HEALTH DESK 5 Giugno 2013

Un nuovo pancreas nel midollo osseo

Ricercatori del San Raffaele, per la prima volta al mondo, hanno impiantato cellule pancreatiche nel midollo delle ossa del bacino. E la tecnica funziona

Lo studio è stato condotto su quattro pazienti ed è stato pubblicato sulla rivista Diabetes.
Il punto di partenza è il trapianto di isole pancreatiche, la componente del pancreas responsabile della produzione di sostanze essenziali per la regolazione del metabolismo degli zuccheri, come l’insulina e il glucagone.

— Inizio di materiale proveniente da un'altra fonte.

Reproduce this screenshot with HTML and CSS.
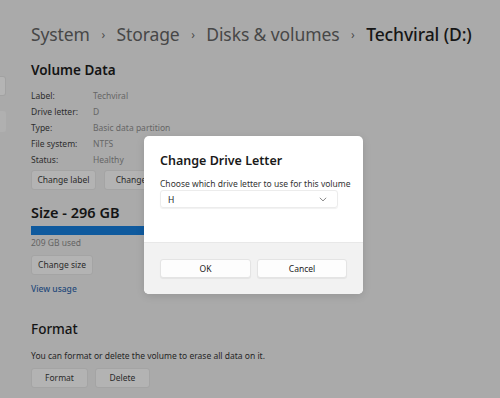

La procedura è stata finora impiegata nelle persone affette da diabete mellito di tipo 1 (quello giovanile), che non risponde alla normale terapia, e da diabete di tipo 3c. Quest’ultimo tipo di diabete colpisce i pazienti a cui viene asportato chirurgicamente il pancreas perché perdono le funzioni espletate dall’organo. Il diabete di tipo 3c è difficile da controllare anche con le più avanzate terapie insuliniche. Infatti, se nel diabete “classico” (tipo 1 o tipo 2) il danno è sostanzialmente limitato alla cellula che produce l’insulina (denominata cellula beta), nel diabete 3c vengono meno sia le cellule beta, sia tutte le altre cellule endocrine che risiedono nel pancreas (all’interno delle isole del Langerhans) e che producono altri ormoni altrettanto importanti per la regolazione dei livelli di zucchero nel sangue.
L’esperimento - Modificando la procedura che normalmente viene utilizzata per il trapianto di isole pancreatiche nel paziente diabetico di tipo 1, i ricercatori del San Raffaele hanno recuperato dal pancreas prelevato chirurgicamente le cellule responsabili della produzione di questi ormoni “ricostruendolo” nel midollo delle ossa dello stesso paziente, a livello del bacino.

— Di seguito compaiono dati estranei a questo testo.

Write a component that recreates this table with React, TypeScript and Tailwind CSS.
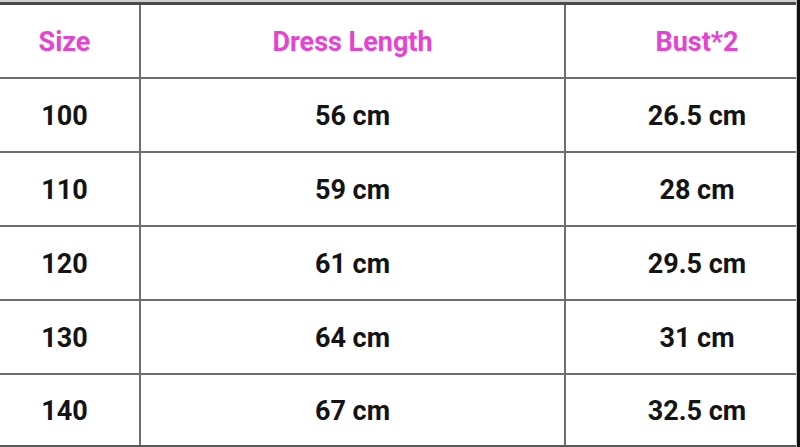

Il tessuto endocrino, impiantato nel midollo di quattro pazienti, ha attecchito e funzionato – con un periodo di osservazione di quasi 3 anni – dimostrando per la prima volta al mondo che questa procedura è eseguibile, sicura ed efficace.
«L’approccio utilizzato in questi pazienti è innovativo e dimostra per la prima volta che è possibile per un tessuto non ematopoietico, e nella fattispecie endocrino, sopravvivere e funzionare in un ambiente molto particolare come quello del midollo osseo, dove normalmente vivono le cellule staminali del nostro corpo dedicate principalmente alla creazione del sangue. È un risultato straordinario e potrebbe aprire in generale scenari inaspettati nel campo della medicina rigenerativa», ha commentato Lorenzo Piemonti, responsabile del programma di trapianto di isole e dell’Unità della Biologia delle Beta Cellule al Diabetes Research Institute (DRI) dell’IRCCS Ospedale San Raffaele di Milano.

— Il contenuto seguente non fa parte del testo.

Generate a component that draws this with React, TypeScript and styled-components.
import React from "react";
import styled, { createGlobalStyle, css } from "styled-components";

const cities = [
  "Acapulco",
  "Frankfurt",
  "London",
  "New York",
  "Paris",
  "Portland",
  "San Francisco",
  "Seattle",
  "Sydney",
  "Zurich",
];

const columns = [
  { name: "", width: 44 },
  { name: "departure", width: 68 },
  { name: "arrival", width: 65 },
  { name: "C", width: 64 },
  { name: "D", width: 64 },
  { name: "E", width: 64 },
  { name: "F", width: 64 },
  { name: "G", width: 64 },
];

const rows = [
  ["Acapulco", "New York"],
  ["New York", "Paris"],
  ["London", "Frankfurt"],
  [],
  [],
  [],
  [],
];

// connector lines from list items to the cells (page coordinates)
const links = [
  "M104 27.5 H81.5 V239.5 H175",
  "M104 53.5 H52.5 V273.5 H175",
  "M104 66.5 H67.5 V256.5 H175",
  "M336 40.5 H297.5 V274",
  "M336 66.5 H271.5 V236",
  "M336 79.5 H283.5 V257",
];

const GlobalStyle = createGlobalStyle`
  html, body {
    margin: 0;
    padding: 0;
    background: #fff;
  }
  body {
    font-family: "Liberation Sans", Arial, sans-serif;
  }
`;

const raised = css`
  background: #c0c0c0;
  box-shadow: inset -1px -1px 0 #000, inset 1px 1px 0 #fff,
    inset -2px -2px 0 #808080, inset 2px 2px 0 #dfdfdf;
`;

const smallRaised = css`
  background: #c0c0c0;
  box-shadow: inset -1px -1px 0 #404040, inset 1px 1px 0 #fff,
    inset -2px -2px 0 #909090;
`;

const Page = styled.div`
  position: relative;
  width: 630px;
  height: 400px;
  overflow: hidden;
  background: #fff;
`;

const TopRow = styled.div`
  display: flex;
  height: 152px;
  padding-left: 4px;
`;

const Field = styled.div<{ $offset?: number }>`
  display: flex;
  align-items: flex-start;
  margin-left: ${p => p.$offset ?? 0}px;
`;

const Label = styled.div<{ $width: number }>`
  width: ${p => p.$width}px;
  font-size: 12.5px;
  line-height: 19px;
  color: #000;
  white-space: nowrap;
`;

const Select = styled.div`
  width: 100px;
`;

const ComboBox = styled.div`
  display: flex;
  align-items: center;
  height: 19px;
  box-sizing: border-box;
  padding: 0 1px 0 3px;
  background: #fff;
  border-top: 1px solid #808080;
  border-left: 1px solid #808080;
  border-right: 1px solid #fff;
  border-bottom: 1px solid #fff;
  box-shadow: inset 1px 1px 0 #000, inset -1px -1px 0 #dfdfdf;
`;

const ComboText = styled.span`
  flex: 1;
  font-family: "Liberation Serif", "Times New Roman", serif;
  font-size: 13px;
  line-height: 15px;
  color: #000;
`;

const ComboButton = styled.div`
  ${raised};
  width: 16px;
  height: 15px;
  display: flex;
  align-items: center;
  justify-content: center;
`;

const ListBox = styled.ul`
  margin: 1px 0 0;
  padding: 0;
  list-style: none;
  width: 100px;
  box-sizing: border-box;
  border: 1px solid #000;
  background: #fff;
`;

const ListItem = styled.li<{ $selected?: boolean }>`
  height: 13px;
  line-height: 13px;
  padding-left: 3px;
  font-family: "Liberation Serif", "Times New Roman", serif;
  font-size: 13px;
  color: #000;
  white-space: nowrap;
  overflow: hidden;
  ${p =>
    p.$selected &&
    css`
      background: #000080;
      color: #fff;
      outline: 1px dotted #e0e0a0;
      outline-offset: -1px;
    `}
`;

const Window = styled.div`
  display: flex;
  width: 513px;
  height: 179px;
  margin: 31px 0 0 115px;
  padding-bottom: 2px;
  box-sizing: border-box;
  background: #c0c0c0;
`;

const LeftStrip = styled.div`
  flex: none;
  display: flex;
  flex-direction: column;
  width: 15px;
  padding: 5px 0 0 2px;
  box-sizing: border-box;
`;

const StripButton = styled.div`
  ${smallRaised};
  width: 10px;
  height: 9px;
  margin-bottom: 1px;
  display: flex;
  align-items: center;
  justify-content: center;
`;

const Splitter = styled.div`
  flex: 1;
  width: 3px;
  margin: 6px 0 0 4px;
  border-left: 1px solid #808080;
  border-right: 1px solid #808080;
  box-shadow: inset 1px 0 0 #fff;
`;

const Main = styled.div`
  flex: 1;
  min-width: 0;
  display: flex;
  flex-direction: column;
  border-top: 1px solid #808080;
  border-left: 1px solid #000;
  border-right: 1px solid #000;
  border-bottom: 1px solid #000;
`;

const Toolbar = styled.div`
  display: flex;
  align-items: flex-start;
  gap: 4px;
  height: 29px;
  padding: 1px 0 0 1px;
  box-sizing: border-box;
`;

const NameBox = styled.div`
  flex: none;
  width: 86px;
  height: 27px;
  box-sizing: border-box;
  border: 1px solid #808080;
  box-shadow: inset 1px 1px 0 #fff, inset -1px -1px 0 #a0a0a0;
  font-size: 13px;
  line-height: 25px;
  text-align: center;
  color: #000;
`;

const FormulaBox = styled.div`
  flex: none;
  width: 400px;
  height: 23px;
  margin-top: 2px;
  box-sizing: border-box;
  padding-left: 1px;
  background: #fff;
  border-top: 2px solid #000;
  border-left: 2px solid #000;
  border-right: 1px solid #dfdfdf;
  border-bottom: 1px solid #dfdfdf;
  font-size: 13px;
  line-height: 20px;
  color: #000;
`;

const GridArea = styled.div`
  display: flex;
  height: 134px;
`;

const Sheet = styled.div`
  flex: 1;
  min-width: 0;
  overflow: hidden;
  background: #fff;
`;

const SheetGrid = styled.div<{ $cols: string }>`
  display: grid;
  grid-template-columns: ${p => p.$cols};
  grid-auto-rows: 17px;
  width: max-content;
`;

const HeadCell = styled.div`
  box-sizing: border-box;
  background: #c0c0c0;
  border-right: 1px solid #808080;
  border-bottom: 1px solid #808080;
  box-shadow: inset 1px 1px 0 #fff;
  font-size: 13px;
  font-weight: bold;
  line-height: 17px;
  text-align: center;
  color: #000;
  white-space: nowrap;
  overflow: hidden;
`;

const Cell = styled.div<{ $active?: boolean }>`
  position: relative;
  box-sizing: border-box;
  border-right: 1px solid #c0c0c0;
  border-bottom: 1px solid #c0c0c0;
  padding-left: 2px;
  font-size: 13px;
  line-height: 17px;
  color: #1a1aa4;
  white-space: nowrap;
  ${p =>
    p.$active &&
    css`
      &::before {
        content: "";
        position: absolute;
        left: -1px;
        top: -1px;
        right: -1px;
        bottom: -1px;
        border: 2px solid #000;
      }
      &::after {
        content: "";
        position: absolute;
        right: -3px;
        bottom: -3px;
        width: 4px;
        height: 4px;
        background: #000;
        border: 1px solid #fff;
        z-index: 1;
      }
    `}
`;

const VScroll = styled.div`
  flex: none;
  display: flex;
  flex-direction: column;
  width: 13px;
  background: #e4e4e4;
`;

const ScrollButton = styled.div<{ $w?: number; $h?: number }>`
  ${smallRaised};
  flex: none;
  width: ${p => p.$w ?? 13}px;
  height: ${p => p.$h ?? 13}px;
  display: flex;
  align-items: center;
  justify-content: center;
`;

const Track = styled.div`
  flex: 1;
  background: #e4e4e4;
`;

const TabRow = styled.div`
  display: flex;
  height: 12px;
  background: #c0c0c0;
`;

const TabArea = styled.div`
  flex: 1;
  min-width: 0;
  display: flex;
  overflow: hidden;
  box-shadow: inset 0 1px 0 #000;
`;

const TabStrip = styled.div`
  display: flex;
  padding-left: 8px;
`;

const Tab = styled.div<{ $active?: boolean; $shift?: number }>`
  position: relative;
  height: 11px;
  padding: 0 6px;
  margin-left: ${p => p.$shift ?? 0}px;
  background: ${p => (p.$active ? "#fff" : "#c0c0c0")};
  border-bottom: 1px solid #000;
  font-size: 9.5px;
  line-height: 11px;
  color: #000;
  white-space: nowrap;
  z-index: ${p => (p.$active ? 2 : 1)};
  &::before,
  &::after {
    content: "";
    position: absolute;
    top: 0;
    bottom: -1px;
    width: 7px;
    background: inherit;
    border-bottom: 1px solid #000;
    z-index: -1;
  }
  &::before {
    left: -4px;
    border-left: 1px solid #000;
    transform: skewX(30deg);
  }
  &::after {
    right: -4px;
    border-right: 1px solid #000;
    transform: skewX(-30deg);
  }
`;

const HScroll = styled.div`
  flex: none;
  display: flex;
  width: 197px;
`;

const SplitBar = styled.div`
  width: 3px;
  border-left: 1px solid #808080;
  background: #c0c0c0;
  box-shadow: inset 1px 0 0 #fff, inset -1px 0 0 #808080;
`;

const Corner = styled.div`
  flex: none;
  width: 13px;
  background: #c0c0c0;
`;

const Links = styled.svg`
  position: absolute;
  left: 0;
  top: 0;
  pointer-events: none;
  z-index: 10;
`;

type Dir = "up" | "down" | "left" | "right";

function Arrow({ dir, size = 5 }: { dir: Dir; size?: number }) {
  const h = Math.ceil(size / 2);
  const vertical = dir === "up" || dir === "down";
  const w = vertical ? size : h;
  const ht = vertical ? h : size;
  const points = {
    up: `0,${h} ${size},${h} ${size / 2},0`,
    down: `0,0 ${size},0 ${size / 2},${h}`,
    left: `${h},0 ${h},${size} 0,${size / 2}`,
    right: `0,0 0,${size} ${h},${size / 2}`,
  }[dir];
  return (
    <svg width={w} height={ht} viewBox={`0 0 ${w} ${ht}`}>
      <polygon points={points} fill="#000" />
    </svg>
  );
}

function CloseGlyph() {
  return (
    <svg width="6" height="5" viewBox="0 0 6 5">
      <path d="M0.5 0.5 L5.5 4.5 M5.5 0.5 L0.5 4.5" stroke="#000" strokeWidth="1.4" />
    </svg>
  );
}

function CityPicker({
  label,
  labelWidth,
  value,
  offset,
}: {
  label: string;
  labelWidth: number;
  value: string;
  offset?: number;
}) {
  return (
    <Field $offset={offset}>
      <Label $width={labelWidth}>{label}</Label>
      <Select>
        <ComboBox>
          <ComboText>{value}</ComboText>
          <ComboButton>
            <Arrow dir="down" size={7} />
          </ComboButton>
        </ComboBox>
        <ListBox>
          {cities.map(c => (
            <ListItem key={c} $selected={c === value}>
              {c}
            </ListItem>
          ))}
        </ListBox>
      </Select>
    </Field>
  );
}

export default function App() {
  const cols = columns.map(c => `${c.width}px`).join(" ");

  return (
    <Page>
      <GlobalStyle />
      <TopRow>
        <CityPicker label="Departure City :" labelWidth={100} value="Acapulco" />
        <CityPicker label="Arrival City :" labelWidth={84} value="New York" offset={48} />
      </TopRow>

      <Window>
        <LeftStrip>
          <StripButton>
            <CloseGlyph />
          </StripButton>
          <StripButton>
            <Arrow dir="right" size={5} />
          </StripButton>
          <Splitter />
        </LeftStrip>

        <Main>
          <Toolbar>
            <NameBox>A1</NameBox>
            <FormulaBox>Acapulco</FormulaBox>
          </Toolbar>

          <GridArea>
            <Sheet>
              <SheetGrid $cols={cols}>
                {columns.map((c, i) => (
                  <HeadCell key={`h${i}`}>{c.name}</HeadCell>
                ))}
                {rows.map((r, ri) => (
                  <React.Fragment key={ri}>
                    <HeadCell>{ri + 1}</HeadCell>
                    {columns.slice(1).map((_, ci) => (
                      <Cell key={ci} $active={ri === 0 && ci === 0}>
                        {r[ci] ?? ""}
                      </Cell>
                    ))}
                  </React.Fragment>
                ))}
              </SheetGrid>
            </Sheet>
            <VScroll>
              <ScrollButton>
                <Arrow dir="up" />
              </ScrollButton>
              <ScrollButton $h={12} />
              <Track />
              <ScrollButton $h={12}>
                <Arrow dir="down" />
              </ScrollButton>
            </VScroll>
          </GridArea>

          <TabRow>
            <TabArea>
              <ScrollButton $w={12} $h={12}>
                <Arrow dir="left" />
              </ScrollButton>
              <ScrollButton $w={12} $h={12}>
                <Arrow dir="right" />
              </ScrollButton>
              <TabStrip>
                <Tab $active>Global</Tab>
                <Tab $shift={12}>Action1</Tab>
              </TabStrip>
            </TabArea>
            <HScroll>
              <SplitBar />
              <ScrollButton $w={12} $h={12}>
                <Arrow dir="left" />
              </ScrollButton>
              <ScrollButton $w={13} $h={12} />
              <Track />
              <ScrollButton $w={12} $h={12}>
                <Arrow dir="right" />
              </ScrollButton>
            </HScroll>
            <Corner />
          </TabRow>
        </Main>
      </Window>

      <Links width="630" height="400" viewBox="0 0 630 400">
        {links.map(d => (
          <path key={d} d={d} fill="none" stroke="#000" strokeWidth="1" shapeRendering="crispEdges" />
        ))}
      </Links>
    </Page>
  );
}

«Normalmente, nella pratica clinica, fino ad oggi il midollo osseo è stato utilizzato per accogliere trapianti di cellule staminali ematopoietiche in pazienti con malattie come la leucemia. È straordinario vedere come in realtà questo ambiente sia in grado di accogliere anche altri tipi di tessuti», ha aggiunto Fabio Ciceri, responsabile Unità Ematologia e Programma Trapianto Cellule Staminali.
«La nostra speranza è che il microambiente del midollo osseo possa essere utilizzato anche nei pazienti con diabete di tipo 1 sottoposti a trapianto allogenico da donatore d’organo», ha concluso Piemonti. «Grazie a questa prima esperienza, abbiamo potuto iniziare uno studio clinico anche in questi pazienti e, presumibilmente, avremo i primi risultati a partire dal prossimo anno. In questo caso la situazione è più complessa poiché si deve tenere conto della reazione del sistema immunitario».